- Born: c. 1831
- Died: post-1880
- Occupations: Lawyer, laborer
- Known for: Abolitionist activities in Maryland

= Hugh Hazlett =

Irish–American abolitionist

Hugh Hazlett was an Irish American lawyer and abolitionist. Born in Ireland, Hazlett immigrated to the United States, eventually settling in Maryland. He became a conductor on the Underground Railroad in Maryland's eastern shore, and was jailed for his activities between 1858 and 1864.

== Biography ==
Hazlett was born in Ireland sometime around 1831. He immigrated to the United States, eventually coming to reside in Dorchester County, Maryland. Some sources record him as being a lawyer, others as a laborer. At some point in the 1850s, Hazlett became involved in the Underground Railroad, helping enslaved persons flee Maryland for the northern United States and Canada.

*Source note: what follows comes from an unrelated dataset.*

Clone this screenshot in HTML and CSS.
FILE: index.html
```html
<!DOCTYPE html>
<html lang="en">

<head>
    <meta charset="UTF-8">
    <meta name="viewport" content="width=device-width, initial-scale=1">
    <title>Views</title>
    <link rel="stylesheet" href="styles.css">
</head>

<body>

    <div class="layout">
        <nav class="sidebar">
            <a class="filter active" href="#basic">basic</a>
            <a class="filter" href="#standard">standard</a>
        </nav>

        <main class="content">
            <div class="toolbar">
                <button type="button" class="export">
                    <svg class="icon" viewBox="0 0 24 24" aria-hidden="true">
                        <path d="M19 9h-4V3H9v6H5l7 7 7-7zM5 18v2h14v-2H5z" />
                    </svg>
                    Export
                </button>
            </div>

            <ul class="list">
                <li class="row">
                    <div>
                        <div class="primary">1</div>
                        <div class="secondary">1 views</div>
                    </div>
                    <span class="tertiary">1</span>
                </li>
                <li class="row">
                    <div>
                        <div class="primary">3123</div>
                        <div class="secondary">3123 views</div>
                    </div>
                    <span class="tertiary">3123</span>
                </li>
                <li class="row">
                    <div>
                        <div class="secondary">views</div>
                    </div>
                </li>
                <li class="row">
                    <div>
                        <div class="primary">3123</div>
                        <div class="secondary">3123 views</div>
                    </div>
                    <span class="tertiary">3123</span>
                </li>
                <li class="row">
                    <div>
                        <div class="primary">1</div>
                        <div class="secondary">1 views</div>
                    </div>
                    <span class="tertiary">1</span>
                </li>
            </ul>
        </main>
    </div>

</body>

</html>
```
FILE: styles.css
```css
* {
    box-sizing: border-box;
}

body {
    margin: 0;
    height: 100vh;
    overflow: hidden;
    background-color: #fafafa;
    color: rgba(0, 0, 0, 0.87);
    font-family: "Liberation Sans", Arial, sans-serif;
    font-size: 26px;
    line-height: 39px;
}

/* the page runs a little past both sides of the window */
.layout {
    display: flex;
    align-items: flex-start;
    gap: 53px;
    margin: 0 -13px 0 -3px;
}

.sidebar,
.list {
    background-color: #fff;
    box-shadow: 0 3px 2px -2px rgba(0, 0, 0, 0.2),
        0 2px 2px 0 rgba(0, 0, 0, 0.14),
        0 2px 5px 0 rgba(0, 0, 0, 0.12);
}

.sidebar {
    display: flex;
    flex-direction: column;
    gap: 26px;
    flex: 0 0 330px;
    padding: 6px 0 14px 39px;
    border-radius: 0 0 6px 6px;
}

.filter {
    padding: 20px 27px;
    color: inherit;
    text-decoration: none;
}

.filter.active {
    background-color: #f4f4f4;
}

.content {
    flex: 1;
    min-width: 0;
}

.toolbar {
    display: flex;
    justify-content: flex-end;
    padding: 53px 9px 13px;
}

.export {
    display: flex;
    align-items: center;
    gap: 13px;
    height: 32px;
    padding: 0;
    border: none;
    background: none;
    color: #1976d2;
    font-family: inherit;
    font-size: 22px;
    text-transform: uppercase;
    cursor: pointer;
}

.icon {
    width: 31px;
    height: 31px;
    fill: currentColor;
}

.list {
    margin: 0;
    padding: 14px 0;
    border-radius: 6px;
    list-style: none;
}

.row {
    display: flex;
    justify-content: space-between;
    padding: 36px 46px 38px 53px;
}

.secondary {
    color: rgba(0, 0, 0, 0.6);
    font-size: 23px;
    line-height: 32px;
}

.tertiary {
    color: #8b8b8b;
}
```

In July 1858, Hazlett attempted to escort a group of seven slaves (Note: John Green, Mary Light and Charles Anthony Light, Esther Cornish, Solomon Cornish, William Henry Cornish, and Thomas Ridout) through Caroline County, Maryland. However, the region's slave owners were on high alert for escape attempts, and so passage was difficult. The group needed to cross the swampy Choptank River on their way north, and so planned for a crossing near Denton, Maryland. After several days of travel, however, the group was betrayed by Jesse Perry, an African American man who turned the group over to a mob of white men. Having been recaptured, the group was put aboard a steamboat at Denton; the posse that had captured them was rewarded with $1000 divided between them. In Cambridge, Hazlett was met with an angry crowd, and he was imprisoned in a county jail. He managed to escape in October, but was recaptured and put on trial.

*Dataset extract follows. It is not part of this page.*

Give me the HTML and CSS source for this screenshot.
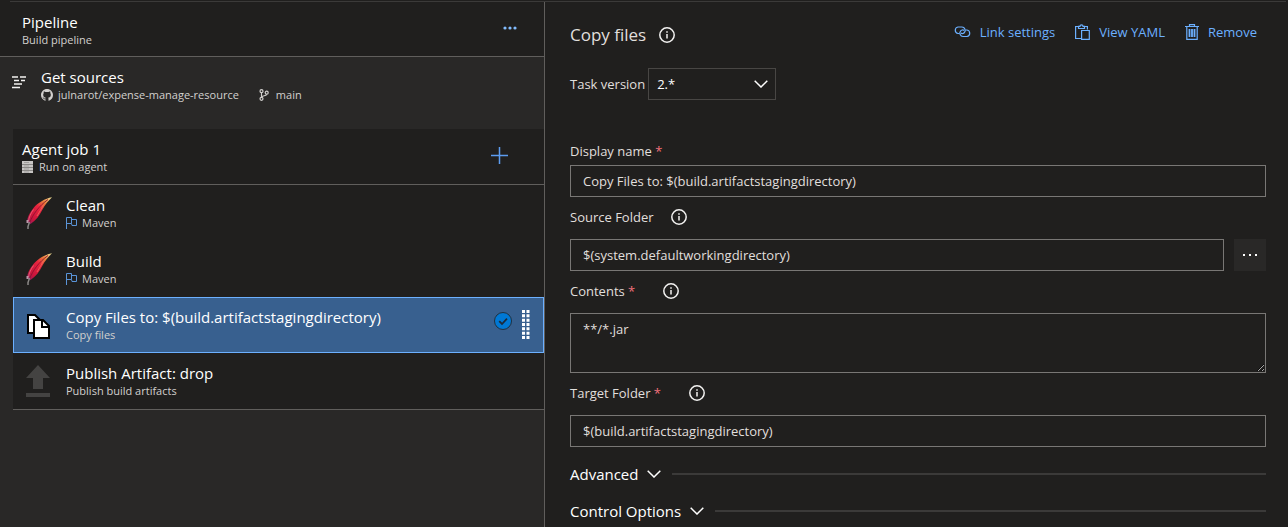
FILE: index.html
```html
<!DOCTYPE html>
<html lang="en">
<head>
<meta charset="utf-8">
<title>Build pipeline</title>
<link rel="stylesheet" href="styles.css">
</head>
<body>
<svg class="defs" aria-hidden="true">
  <defs>
    <linearGradient id="quill" x1="0" y1="1" x2="1" y2="0">
      <stop offset="0" stop-color="#7d2069"/>
      <stop offset="0.2" stop-color="#c8143c"/>
      <stop offset="0.55" stop-color="#e8253f"/>
      <stop offset="0.75" stop-color="#e8803a"/>
      <stop offset="1" stop-color="#f2e9a0"/>
    </linearGradient>
    <symbol id="feather" viewBox="0 0 28 32">
      <path d="M27 0.300C20 1.500 12.500 6 8.500 11 5 15.500 2 20.500 2.200 25L5.500 27C11 23.500 14.500 18.500 17.500 12.500 20 7.500 23.500 4 27 0.300Z" fill="url(#quill)"/>
      <path d="M4.500 26C8 17 14 9 23 2.500" fill="none" stroke="#8c1230" stroke-width="0.900"/>
      <path d="M8.500 12.500C6 16 4 20 3.500 24" fill="none" stroke="#f06a7c" stroke-width="0.800"/>
      <path d="M12 19C14.500 15.500 16 12 18.500 8" fill="none" stroke="#f06a5c" stroke-width="0.800"/>
      <path d="M4.500 25L3 29.500V32" fill="none" stroke="#8a8886" stroke-width="1.500"/>
      <path d="M2.500 23V26" fill="none" stroke="#b898a8" stroke-width="2"/>
    </symbol>
    <symbol id="flag" viewBox="0 0 11 12">
      <path d="M0.500 12V0.500H5.500V6.500H0.500M5.500 2.500H10.500V8.500H6L5.500 6.500" fill="none" stroke="#5a94d8"/>
    </symbol>
    <symbol id="info" viewBox="0 0 16 16">
      <circle cx="8" cy="8" r="7.200" fill="none" stroke="#f3f2f1" stroke-width="1.500"/>
      <path d="M8 7V11.500M8 4.300V5.700" fill="none" stroke="#f3f2f1" stroke-width="1.500"/>
    </symbol>
    <symbol id="chevron" viewBox="0 0 14 8">
      <path d="M0.700 0.800L7 7L13.300 0.800" fill="none" stroke="#ffffff" stroke-width="1.500"/>
    </symbol>
  </defs>
</svg>
<main class="editor">
  <section class="tasks">
    <header class="pipeline">
      <div>
        <h1 class="title">Pipeline</h1>
        <p class="sub">Build pipeline</p>
      </div>
      <button class="icon-button" type="button" aria-label="More actions">
        <svg width="14" height="4" viewBox="0 0 14 4" fill="#82bcff"><circle cx="2" cy="2" r="1.600"/><circle cx="7" cy="2" r="1.600"/><circle cx="12" cy="2" r="1.600"/></svg>
      </button>
    </header>
    <div class="sources">
      <svg width="15" height="13" viewBox="0 0 15 13" stroke="#f3f2f1" stroke-width="1.500" fill="none"><path d="M0 1H6M8 1H14M2 4.500H7M9 4.500H13M2 8H10M0 11.500H8"/></svg>
      <div>
        <h2 class="title">Get sources</h2>
        <div class="origin">
          <span class="sub repo"><svg width="12" height="12" viewBox="0 0 16 16" fill="#d2d0ce"><path d="M8 0C3.580 0 0 3.580 0 8c0 3.540 2.290 6.530 5.470 7.590.4.070.550-.170.550-.380 0-.190-.010-.820-.010-1.490-2.010.370-2.530-.490-2.690-.940-.090-.230-.480-.940-.820-1.130-.280-.150-.680-.520-.010-.530.630-.010 1.080.580 1.230.820.720 1.210 1.870.870 2.330.660.070-.520.280-.870.510-1.070-1.780-.200-3.640-.890-3.640-3.950 0-.870.310-1.590.820-2.150-.080-.200-.360-1.020.080-2.120 0 0 .670-.210 2.200.820.640-.180 1.320-.270 2-.270s1.360.090 2 .270c1.530-1.040 2.200-.820 2.200-.820.440 1.100.160 1.920.080 2.120.510.560.820 1.270.820 2.150 0 3.070-1.870 3.750-3.650 3.950.290.250.540.730.540 1.480 0 1.070-.010 1.930-.010 2.200 0 .210.150.460.550.380A8.010 8.010 0 0 0 16 8c0-4.420-3.580-8-8-8Z"/></svg>julnarot/expense-manage-resource</span>
          <span class="sub branch"><svg width="10" height="12" viewBox="0 0 10 12" fill="none" stroke="#d2d0ce" stroke-width="1.200"><circle cx="2.500" cy="2.200" r="1.500"/><circle cx="2.500" cy="9.800" r="1.500"/><circle cx="7.700" cy="3.700" r="1.500"/><path d="M2.500 3.700V8.300M7.700 5.200C7.700 7 3 6.500 2.500 8.300"/></svg>main</span>
        </div>
      </div>
    </div>
    <div class="job">
      <div class="job-head">
        <div>
          <h2 class="title">Agent job 1</h2>
          <p class="sub agent"><svg width="11" height="12" viewBox="0 0 11 12"><rect width="11" height="12" fill="#c8c6c4"/><path d="M0 3.500H11M0 6.500H11M0 9.500H11" stroke="#8a8886"/><path d="M2 1.500H7M2 5H7M2 8H7M2 11H7" stroke="#a19f9d"/></svg>Run on agent</p>
        </div>
        <button class="icon-button" type="button" aria-label="Add a task">
          <svg width="17" height="17" viewBox="0 0 17 17" stroke="#5c9cf0" stroke-width="1.500"><path d="M8.500 0V17M0 8.500H17"/></svg>
        </button>
      </div>
      <ul class="task-list">
        <li class="task">
          <svg class="task-icon" width="28" height="32"><use href="#feather"/></svg>
          <div><h3 class="title">Clean</h3><p class="sub maven"><svg width="11" height="12"><use href="#flag"/></svg>Maven</p></div>
        </li>
        <li class="task">
          <svg class="task-icon" width="28" height="32"><use href="#feather"/></svg>
          <div><h3 class="title">Build</h3><p class="sub maven"><svg width="11" height="12"><use href="#flag"/></svg>Maven</p></div>
        </li>
        <li class="task selected">
          <svg class="task-icon" width="28" height="26" viewBox="0 0 28 26"><path d="M3 1H10L16 7V19H3Z" fill="#fff" stroke="#000" stroke-width="2"/><path d="M9 6H18L24 12V24H9Z" fill="#fff" stroke="#000" stroke-width="2"/><path d="M17 6V13H24" fill="none" stroke="#000" stroke-width="2"/></svg>
          <div class="task-text"><h3 class="title">Copy Files to: $(build.artifactstagingdirectory)</h3><p class="sub">Copy files</p></div>
          <svg class="check" width="18" height="18" viewBox="0 0 18 18"><circle cx="9" cy="9" r="8.500" fill="#0078d4" stroke="#20303f"/><path d="M5.200 9.200L8 12L13 6.700" fill="none" stroke="#1b2a3a" stroke-width="1.800"/></svg>
          <svg class="grip" width="8" height="30" viewBox="0 0 8 30"><path d="M1.500 0V30M6 0V30" stroke="#fff" stroke-width="3" stroke-dasharray="3 1.330"/></svg>
        </li>
        <li class="task">
          <svg class="task-icon" width="28" height="32" viewBox="0 0 28 32" fill="#444342"><path d="M13 0L25 13H18V24H8V13H1ZM1 28H25V32H1Z"/></svg>
          <div><h3 class="title">Publish Artifact: drop</h3><p class="sub">Publish build artifacts</p></div>
        </li>
      </ul>
    </div>
  </section>
  <form class="details">
    <header class="details-head">
      <h2 class="details-title">Copy files <svg width="16" height="16"><use href="#info"/></svg></h2>
      <div class="actions">
        <button class="action" type="button"><svg width="17" height="12" viewBox="0 0 17 12" fill="none" stroke="#6cb0ff" stroke-width="1.200"><path d="M5.500 7.500H4A3.300 3.300 0 0 1 4 1H8A3.300 3.300 0 0 1 10.500 6.300C9.700 7.500 8 8 7 7"/><path d="M11.500 4H13A3.300 3.300 0 0 1 13 10.500H9A3.300 3.300 0 0 1 6.500 5.200C7.300 4 9 3.500 10 4.500"/></svg>Link settings</button>
        <button class="action" type="button"><svg width="15" height="16" viewBox="0 0 15 16" fill="none" stroke="#6cb0ff" stroke-width="1.200"><path d="M6 14.500H0.600V2.500H3M10 2.500H12.400V5.500M3.500 4.500V2.300H5A1.500 1.500 0 0 1 8 2.300H9.500V4.500ZM6.600 6.500H14.300V15.400H6.600Z"/></svg>View YAML</button>
        <button class="action" type="button"><svg width="14" height="16" viewBox="0 0 14 16" fill="none" stroke="#6cb0ff" stroke-width="1.200"><path d="M0 2.500H14M4.500 2.500V0.600H9.500V2.500M1.800 2.500V15.300H12.200V2.500"/><path d="M4.500 5V13M7 5V13M9.500 5V13" stroke-width="1.800"/></svg>Remove</button>
      </div>
    </header>
    <div class="version">
      <label for="version">Task version</label>
      <span class="select-wrap">
        <select id="version"><option>2.*</option></select>
        <svg class="select-arrow" width="14" height="8"><use href="#chevron"/></svg>
      </span>
    </div>
    <div class="label-row first"><label for="name">Display name <span class="req">*</span></label></div>
    <input class="box" id="name" type="text" value="Copy Files to: $(build.artifactstagingdirectory)">
    <div class="label-row"><label for="source">Source Folder</label><svg width="16" height="16"><use href="#info"/></svg></div>
    <div class="browse-row">
      <input class="box" id="source" type="text" value="$(system.defaultworkingdirectory)">
      <button class="browse" type="button" aria-label="Browse"><svg width="16" height="2" viewBox="0 0 16 2" fill="#fff"><path d="M1 0H3V2H1ZM7 0H9V2H7ZM13 0H15V2H13Z"/></svg></button>
    </div>
    <div class="label-row required"><label for="contents">Contents <span class="req">*</span></label><svg width="16" height="16"><use href="#info"/></svg></div>
    <textarea class="box area" id="contents">**/*.jar</textarea>
    <div class="label-row required"><label for="target">Target Folder <span class="req">*</span></label><svg width="16" height="16"><use href="#info"/></svg></div>
    <input class="box" id="target" type="text" value="$(build.artifactstagingdirectory)">
    <div class="groups">
      <button class="group" type="button">Advanced<svg width="14" height="8"><use href="#chevron"/></svg></button>
      <button class="group" type="button">Control Options<svg width="14" height="8"><use href="#chevron"/></svg></button>
    </div>
  </form>
</main>
</body>
</html>
```

FILE: styles.css
```css
* { box-sizing: border-box; }
body {
  margin: 0;
  background: #201f1e;
  color: #fff;
  font-family: "Open Sans", "Noto Sans", sans-serif;
  font-size: 13px;
  line-height: 20px;
  overflow: hidden;
}
h1, h2, h3, p, ul { margin: 0; padding: 0; font-weight: 400; }
ul { list-style: none; }
svg { display: block; flex: none; }
button, input, select, textarea { font: inherit; color: inherit; }
button { background: none; border: 0; padding: 0; cursor: pointer; }
.defs { position: absolute; width: 0; height: 0; }

.editor {
  display: grid;
  grid-template-columns: 545fr 743fr;
  min-height: 100vh;
  padding-top: 2px;
  background: linear-gradient(#3b3a39, #3b3a39) 10px 1px / calc(100% - 12px) 1px no-repeat;
}
.tasks { background: #292827; border-right: 1px solid #605e5c; }
.title { font-size: 15px; line-height: 20px; white-space: nowrap; }
.sub { font-size: 11px; line-height: 16px; color: #d2d0ce; white-space: nowrap; }
.icon-button { display: grid; place-items: center; width: 32px; height: 32px; }

.pipeline {
  display: flex;
  justify-content: space-between;
  background: #201f1e;
  border-bottom: 1px solid #605e5c;
  padding: 10px 18px 8px 22px;
}
.sources { display: flex; gap: 14px; height: 72px; padding: 10px 12px; }
.sources > svg { margin-top: 9px; }
.origin { display: flex; gap: 20px; }
.repo, .branch, .agent, .maven { display: flex; align-items: center; gap: 5px; }
.branch { gap: 7px; }
.agent { gap: 6px; }

.job { margin-left: 13px; background: #201f1e; border-bottom: 1px solid #605e5c; }
.job-head {
  display: flex;
  justify-content: space-between;
  height: 56px;
  padding: 10px 29px 0 9px;
  border-bottom: 1px solid #605e5c;
}
.task { display: flex; height: 56px; padding: 10px 13px 0 12px; }
.task-icon { margin: 2px 13px 0 0; }
.task.selected { background: #38608f; border: 1px solid #6cb0ff; padding: 9px 13px 0 11px; }
.selected .task-icon { margin-top: 7px; }
.task-text { flex: 1; }
.check { margin: 5px 10px 0 0; }
.grip { margin-top: 3px; }

.details { padding: 14px 22px 0 25px; color: #e1dfdd; }
.details-head { display: flex; justify-content: space-between; align-items: flex-start; }
.details-title { display: flex; align-items: center; gap: 13px; font-size: 17px; line-height: 38px; }
.actions { display: flex; gap: 20px; padding: 6px 9px 0 0; }
.action { display: flex; align-items: center; gap: 9px; color: #6cb0ff; line-height: 20px; white-space: nowrap; }

.version { display: flex; align-items: center; gap: 3px; margin-top: 14px; }
.select-wrap { position: relative; }
.select-wrap select {
  display: block;
  appearance: none;
  width: 128px;
  height: 32px;
  padding: 0 32px 0 8px;
  color: #fff;
  background: #201f1e;
  border: 1px solid #484644;
  border-radius: 0;
}
.select-arrow { position: absolute; right: 8px; top: 12px; pointer-events: none; }

.label-row { display: flex; align-items: center; gap: 17px; height: 42px; padding-bottom: 2px; }
.label-row.required { gap: 28px; }
.label-row.first { height: 28px; margin-top: 37px; padding: 0; }
.req { color: #f1707b; }
.box {
  display: block;
  width: 100%;
  height: 32px;
  padding: 0 12px;
  background: #201f1e;
  border: 1px solid #797775;
  border-radius: 0;
}
.area { height: 60px; padding-top: 5px; resize: vertical; }
.browse-row { display: flex; gap: 10px; }
.browse { display: grid; place-items: center; flex: none; width: 32px; background: #292827; }

.groups { display: grid; gap: 13px; padding-top: 15px; }
.group { display: flex; align-items: center; gap: 9px; color: #fff; font-size: 15px; line-height: 24px; white-space: nowrap; }
.group::after { content: ""; flex: 1; height: 2px; margin-left: 2px; background: #3b3a39; }
```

Hazlett's trial began in November 1858. In the staunchly pro-slavery Caroline County court, he was convicted on seven indictments for enticing, persuading, assisting, and harboring slaves. He was sentenced to six years for each indictment, totaling a maximum sentence of forty-four years in prison. Hazlett would ultimately serve six years of this sentence as in 1864, with the end of the American Civil War drawing closer, the state of Maryland voted to nullify the crime of helping a slave to escape. Hazlett was officially pardoned by Governor Augustus Bradford in November 1864 for good conduct while in prison. Hazlett remained in Maryland after his release, and was last recorded working as an iron worker in Timonium, Maryland in 1880.

== Legacy ==
Historical markers noting the place and circumstance of Hazlett's arrest were erected in Cambridge and Denton.